The polyglycolic acid was heated to 252° C. and then held by a press cooled with water to 23° C. to produce a cooled sheet. As a result, the crystallization of the polyglycolic acid was observed on the sheet, and no transparent amorphous sheet was able to be obtained. A transparent amorphous sheet (amorphous film) was able to be obtained with difficulty by melting and pressing the polyglycolic acid and then quenching the resulting sheet in ice water kept at about 4° C. Its crystallization temperature Tc1 detected in the course of heating of such an amorphous sheet by means of DSC was measured. As a result, it was about 75° C., and its glass transition temperature was about 40° C. Accordingly, a temperature difference (Tc1−Tg) between the crystallization temperature Tc2 and the glass transition temperature Tg thereof is about 35° C.

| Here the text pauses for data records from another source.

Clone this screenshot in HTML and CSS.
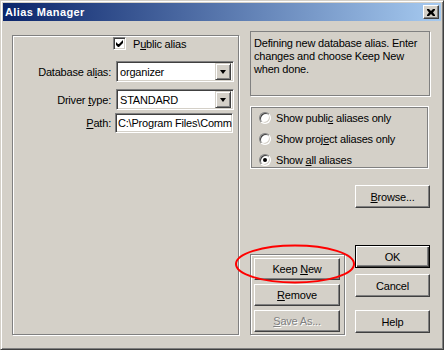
FILE: index.html
```html
<!DOCTYPE html>
<html lang="en">
<head>
    <meta charset="UTF-8">
    <title>Alias Manager</title>
    <link rel="stylesheet" href="styles.css">
</head>
<body>

    <div class="window">
        <!-- Title Bar -->
        <div class="titlebar">
            <span class="title">Alias Manager</span>
            <span class="close-btn">
                <svg width="8" height="7" viewBox="0 0 8 7"><path d="M0 0h2l2 2 2-2h2v1l-2 2.5 2 2.5v1h-2l-2-2-2 2h-2v-1l2-2.5-2-2.5z" fill="#000"/></svg>
            </span>
        </div>

        <div class="client">
            <!-- Alias settings -->
            <div class="group alias-group">
                <div class="check-row">
                    <span class="checkbox">
                        <svg width="7" height="7" viewBox="0 0 7 7"><path d="M0 2v3l2 2h1l4-4v-3l-4 4h-1z" fill="#000"/></svg>
                    </span>
                    <span class="check-label">P<u>u</u>blic alias</span>
                </div>
                <div class="field first-field">
                    <span class="field-label">Database al<u>i</u>as:</span>
                    <div class="combo">
                        <span class="combo-text">organizer</span>
                        <span class="combo-btn"><span class="arrow"></span></span>
                    </div>
                </div>
                <div class="field second-field">
                    <span class="field-label">Driver <u>t</u>ype:</span>
                    <div class="combo">
                        <span class="combo-text">STANDARD</span>
                        <span class="combo-btn"><span class="arrow"></span></span>
                    </div>
                </div>
                <div class="field path-field">
                    <span class="field-label"><u>P</u>ath:</span>
                    <div class="edit">C:\Program Files\Comm</div>
                </div>
            </div>

            <!-- Right side -->
            <div class="side">
                <div class="info">Defining new database alias. Enter changes and choose Keep New when done.</div>

                <div class="radio-group">
                    <div class="radio-row"><span class="radio"></span><span>Show publi<u>c</u> aliases only</span></div>
                    <div class="radio-row"><span class="radio"></span><span>Show proj<u>e</u>ct aliases only</span></div>
                    <div class="radio-row"><span class="radio checked"></span><span>Show <u>a</u>ll aliases</span></div>
                </div>

                <div class="browse-row">
                    <button class="btn"><u>B</u>rowse...</button>
                </div>

                <div class="bottom">
                    <div class="keep-group">
                        <button class="btn wide">Keep <u>N</u>ew</button>
                        <button class="btn wide"><u>R</u>emove</button>
                        <button class="btn wide disabled"><u>S</u>ave As...</button>
                    </div>
                    <div class="main-buttons">
                        <button class="btn default">OK</button>
                        <button class="btn">Cancel</button>
                        <button class="btn help">Help</button>
                    </div>
                </div>
            </div>
        </div>

        <!-- red marker drawn over the dialog -->
        <svg class="marker" width="122" height="41" viewBox="0 0 122 41">
            <ellipse cx="61" cy="20" rx="59" ry="18.5" fill="none" stroke="#ff0000" stroke-width="2"/>
        </svg>
    </div>

</body>
</html>
```

FILE: styles.css
```css
* {
    box-sizing: border-box;
    margin: 0;
    padding: 0;
}

body {
    background: #d4d0c8;
    font-family: "Liberation Sans", Arial, sans-serif;
    font-size: 11px;
    letter-spacing: -0.2px;
    color: #000;
}

.window {
    position: relative;
    width: 444px;
    height: 350px;
    padding: 2px;
    background: #d4d0c8;
    border: 1px solid;
    border-color: #d4d0c8 #404040 #404040 #d4d0c8;
    box-shadow: inset 1px 1px #fff, inset -1px -1px #808080;
}

/* Title Bar */
.titlebar {
    height: 18px;
    display: flex;
    align-items: center;
    justify-content: space-between;
    padding: 0 2px 0 2px;
    background: linear-gradient(to right, #0a246a, #a6caf0);
}

.title {
    color: #fff;
    font-weight: bold;
    font-size: 11px;
    letter-spacing: 0.4px;
}

.close-btn {
    width: 16px;
    height: 14px;
    display: flex;
    align-items: center;
    justify-content: center;
    background: #d4d0c8;
    border: 1px solid;
    border-color: #fff #404040 #404040 #fff;
    box-shadow: inset -1px -1px #808080;
}

.client {
    display: flex;
    align-items: flex-start;
    padding-left: 9px;
}

/* Etched group frames */
.group,
.keep-group {
    border: 1px solid #808080;
    box-shadow: inset 1px 1px #fff, 1px 1px #fff;
}

.alias-group {
    margin-top: 14px;
    width: 227px;
    height: 300px;
}

.check-row {
    display: flex;
    align-items: center;
    margin-top: 1px;
    padding-left: 100px;
    height: 13px;
}

.checkbox {
    width: 13px;
    height: 13px;
    display: flex;
    align-items: center;
    justify-content: center;
    background: #fff;
    border: 1px solid;
    border-color: #808080 #fff #fff #808080;
    box-shadow: inset 1px 1px #404040, inset -1px -1px #d4d0c8;
}

.check-label {
    margin-left: 7px;
}

.field {
    display: flex;
    align-items: center;
}

.field-label {
    width: 98px;
    text-align: right;
}

.first-field {
    margin-top: 11px;
}

.second-field {
    margin-top: 7px;
}

.path-field {
    margin-top: 3px;
}

.combo,
.edit {
    margin-left: 5px;
    width: 118px;
    height: 21px;
    background: #fff;
    border: 1px solid;
    border-color: #808080 #fff #fff #808080;
    box-shadow: inset 1px 1px #404040, inset -1px -1px #d4d0c8;
}

.combo {
    display: flex;
    align-items: center;
    justify-content: space-between;
    padding: 2px;
}

.combo-text {
    padding-left: 1px;
}

.combo-btn {
    width: 16px;
    height: 17px;
    display: flex;
    align-items: center;
    justify-content: center;
    background: #d4d0c8;
    border: 1px solid;
    border-color: #d4d0c8 #404040 #404040 #d4d0c8;
    box-shadow: inset 1px 1px #fff, inset -1px -1px #808080;
}

.arrow {
    width: 0;
    height: 0;
    border-left: 3.5px solid transparent;
    border-right: 3.5px solid transparent;
    border-top: 4px solid #000;
}

.edit {
    margin-left: 4px;
    height: 20px;
    padding: 3px 2px;
    white-space: nowrap;
}

/* Right column */
.side {
    margin-left: 11px;
    margin-top: 10px;
    width: 180px;
}

.info {
    height: 65px;
    padding: 5px 3px;
    line-height: 13px;
    border: 1px solid #808080;
    box-shadow: 1px 1px #fff;
}

.radio-group {
    margin-top: 10px;
    width: 179px;
    height: 63px;
    border: 1px solid #fff;
    box-shadow: inset 0 0 0 1px #808080;
}

.radio-row {
    display: flex;
    align-items: center;
    height: 21px;
    padding-left: 8px;
}

.radio {
    width: 12px;
    height: 12px;
    margin-right: 5px;
    border-radius: 50%;
    background: #fff;
    border: 1px solid;
    border-color: #808080 #fff #fff #808080;
    box-shadow: inset 1px 1px #404040, inset -1px -1px #d4d0c8;
    display: flex;
    align-items: center;
    justify-content: center;
}

.radio.checked::after {
    content: "";
    width: 4px;
    height: 4px;
    border-radius: 50%;
    background: #000;
}

.browse-row {
    display: flex;
    justify-content: flex-end;
    margin-top: 16px;
}

/* Buttons */
.btn {
    width: 75px;
    height: 23px;
    font-family: inherit;
    font-size: 11px;
    letter-spacing: inherit;
    color: #000;
    background: #d4d0c8;
    border: 1px solid;
    border-color: #fff #404040 #404040 #fff;
    box-shadow: inset -1px -1px #808080;
}

.btn.default {
    border: 1px solid #000;
    box-shadow: inset 1px 1px #fff, inset -1px -1px #404040, inset -2px -2px #808080;
}

.btn.wide {
    width: 86px;
    height: 22px;
}

.btn.disabled {
    color: #808080;
    text-shadow: 1px 1px #fff;
}

.bottom {
    display: flex;
    align-items: flex-start;
    margin-top: 37px;
}

.keep-group {
    margin-top: 9px;
    width: 95px;
    height: 81px;
    padding: 3px 0 0 3px;
    display: flex;
    flex-direction: column;
    gap: 4px;
}

.main-buttons {
    margin-left: 10px;
    display: flex;
    flex-direction: column;
    gap: 6px;
}

.btn.help {
    margin-top: 7px;
}

/* Red highlight around Keep New */
.marker {
    position: absolute;
    left: 233px;
    top: 243px;
}
```
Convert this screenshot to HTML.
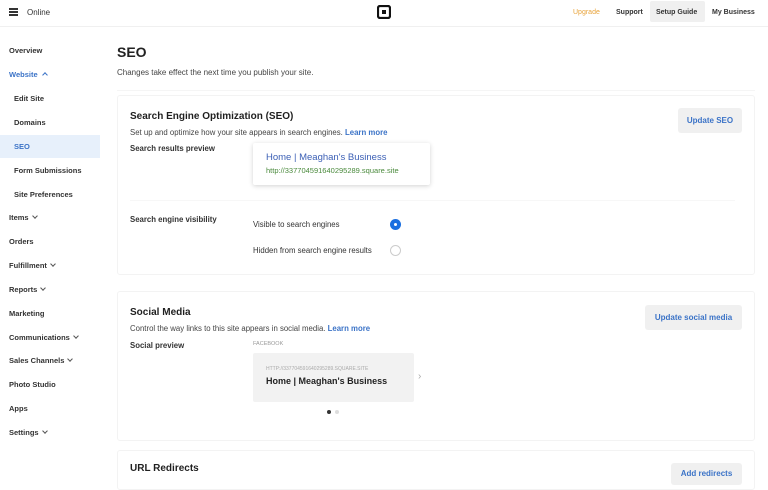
<!DOCTYPE html>
<html><head><meta charset="utf-8"><style>
*{margin:0;padding:0;box-sizing:border-box}
body{width:768px;height:480px;overflow:hidden;background:#fff;font-family:"Liberation Sans",sans-serif;color:#1f1f1f;position:relative}
.a{position:absolute;white-space:nowrap}
.nav{font-size:7.5px;font-weight:bold;color:#333;left:9px}
.sub{left:14px}
.b{font-weight:bold}
.btn{position:absolute;background:#f0f0f0;border-radius:3px;color:#3b73c7;font-weight:bold;font-size:8px;text-align:center}
.card{position:absolute;left:117px;width:638px;border:1px solid #f3f3f3;border-radius:3px}
.chev{display:inline-block;width:4px;height:4px;border-right:1.2px solid #555;border-bottom:1.2px solid #555;transform:rotate(45deg);margin-left:4px;position:relative;top:-2px}
</style></head><body>
<div class="a" style="left:0;top:0;width:768px;height:27px;border-bottom:1px solid #f0f0f0"></div>
<div class="a" style="left:9px;top:8px;width:9px;height:1.5px;background:#333;box-shadow:0 3px 0 #333,0 6px 0 #333"></div>
<div class="a" style="left:27px;top:8px;font-size:8px;color:#333">Online</div>
<svg class="a" style="left:377px;top:5px" width="14" height="14" viewBox="0 0 14 14"><rect x="1" y="1" width="12" height="12" rx="2" fill="none" stroke="#111" stroke-width="2.2"/><rect x="5" y="5" width="4" height="4" fill="#111"/></svg>
<div class="a" style="left:573px;top:9px;font-size:7px;color:#e8a33a">Upgrade</div>
<div class="a b" style="left:616px;top:9px;font-size:7px;color:#333">Support</div>
<div class="a" style="left:650px;top:1px;width:55px;height:21px;background:#f0f0f0;border-radius:2px"></div>
<div class="a b" style="left:656px;top:9px;font-size:7px;color:#333">Setup Guide</div>
<div class="a b" style="left:712px;top:9px;font-size:7px;color:#333">My Business</div>

<div class="a" style="left:0;top:135px;width:100px;height:23px;background:#e7f0fb"></div>
<div class="a nav" style="top:46px">Overview</div>
<div class="a nav" style="top:70px;color:#3b73c7">Website <span style="display:inline-block;width:4px;height:4px;border-left:1.2px solid #3b73c7;border-top:1.2px solid #3b73c7;transform:rotate(45deg);margin-left:3px"></span></div>
<div class="a nav sub" style="top:94px">Edit Site</div>
<div class="a nav sub" style="top:118px">Domains</div>
<div class="a nav sub" style="top:142px;color:#3b73c7">SEO</div>
<div class="a nav sub" style="top:166px">Form Submissions</div>
<div class="a nav sub" style="top:190px">Site Preferences</div>
<div class="a nav" style="top:213px">Items<span class="chev"></span></div>
<div class="a nav" style="top:237px">Orders</div>
<div class="a nav" style="top:261px">Fulfillment<span class="chev"></span></div>
<div class="a nav" style="top:285px">Reports<span class="chev"></span></div>
<div class="a nav" style="top:309px">Marketing</div>
<div class="a nav" style="top:333px">Communications<span class="chev"></span></div>
<div class="a nav" style="top:356px">Sales Channels<span class="chev"></span></div>
<div class="a nav" style="top:380px">Photo Studio</div>
<div class="a nav" style="top:404px">Apps</div>
<div class="a nav" style="top:428px">Settings<span class="chev"></span></div>

<div class="a" style="left:117px;top:44px;font-size:14px;font-weight:bold;color:#222">SEO</div>
<div class="a" style="left:117px;top:68px;font-size:8px;color:#444">Changes take effect the next time you publish your site.</div>
<div class="a" style="left:117px;top:90px;width:638px;height:1px;background:#f5f5f5"></div>

<div class="card" style="top:95px;height:180px"></div>
<div class="a b" style="left:130px;top:111px;font-size:10px">Search Engine Optimization (SEO)</div>
<div class="a" style="left:130px;top:128px;font-size:7.8px;color:#444">Set up and optimize how your site appears in search engines. <span style="color:#3b73c7;font-weight:bold">Learn more</span></div>
<div class="a b" style="left:130px;top:144px;font-size:7.8px;color:#333">Search results preview</div>
<div class="btn" style="left:678px;top:108px;width:64px;height:25px;line-height:25px">Update SEO</div>
<div class="a" style="left:253px;top:143px;width:177px;height:42px;background:#fff;box-shadow:0 1px 5px rgba(0,0,0,.18);border-radius:2px"></div>
<div class="a" style="left:266px;top:152px;font-size:9.5px;color:#3b5fb5">Home | Meaghan's Business</div>
<div class="a" style="left:266px;top:166px;font-size:7.5px;color:#4a8a3c">http://337704591640295289.square.site</div>
<div class="a" style="left:130px;top:200px;width:605px;height:1px;background:#f7f7f7"></div>
<div class="a b" style="left:130px;top:215px;font-size:7.8px;color:#333">Search engine visibility</div>
<div class="a" style="left:253px;top:220px;font-size:7.8px;color:#333">Visible to search engines</div>
<div class="a" style="left:390px;top:219px;width:11px;height:11px;border-radius:50%;background:#1a6fe0"></div>
<div class="a" style="left:394px;top:223px;width:3px;height:3px;border-radius:50%;background:#fff"></div>
<div class="a" style="left:253px;top:246px;font-size:7.8px;color:#333">Hidden from search engine results</div>
<div class="a" style="left:390px;top:245px;width:11px;height:11px;border-radius:50%;border:1px solid #ccc"></div>

<div class="card" style="top:291px;height:150px"></div>
<div class="a b" style="left:130px;top:307px;font-size:10px">Social Media</div>
<div class="a" style="left:130px;top:324px;font-size:7.8px;color:#444">Control the way links to this site appears in social media. <span style="color:#3b73c7;font-weight:bold">Learn more</span></div>
<div class="a b" style="left:130px;top:341px;font-size:7.8px;color:#333">Social preview</div>
<div class="btn" style="left:645px;top:305px;width:97px;height:25px;line-height:25px">Update social media</div>
<div class="a" style="left:253px;top:341px;font-size:5.5px;color:#999">FACEBOOK</div>
<div class="a" style="left:253px;top:353px;width:161px;height:49px;background:#f2f2f2;border-radius:2px"></div>
<div class="a" style="left:266px;top:366px;font-size:5px;color:#aaa">HTTP://337704591640295289.SQUARE.SITE</div>
<div class="a b" style="left:266px;top:376px;font-size:9px;color:#222">Home | Meaghan's Business</div>
<div class="a" style="left:418px;top:371px;font-size:10px;color:#aaa">›</div>
<div class="a" style="left:327px;top:410px;width:4px;height:4px;border-radius:50%;background:#333"></div>
<div class="a" style="left:335px;top:410px;width:4px;height:4px;border-radius:50%;background:#ddd"></div>

<div class="card" style="top:450px;height:40px"></div>
<div class="a b" style="left:130px;top:463px;font-size:10px">URL Redirects</div>
<div class="btn" style="left:671px;top:463px;width:71px;height:22px;line-height:22px">Add redirects</div>
</body></html>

Further, polyglycolic acid is not sufficient in melt stability and has a tendency to easily generate gasses upon its melt processing. More specifically, in the conventional polyglycolic acid, a temperature at which the weight loss upon heating reaches 3% is about 300° C. In addition, it has been found that many of additives such as a catalyst deactivator, a nucleating agent, a plasticizer and an antioxidant deteriorate the melt stability of polyglycolic acid. When the melt stability of polyglycolic acid is insufficient, forming or molding conditions such as forming or molding temperature are limited to narrow ranges, and the quality of the resulting formed or molded product is easy to be deteriorated.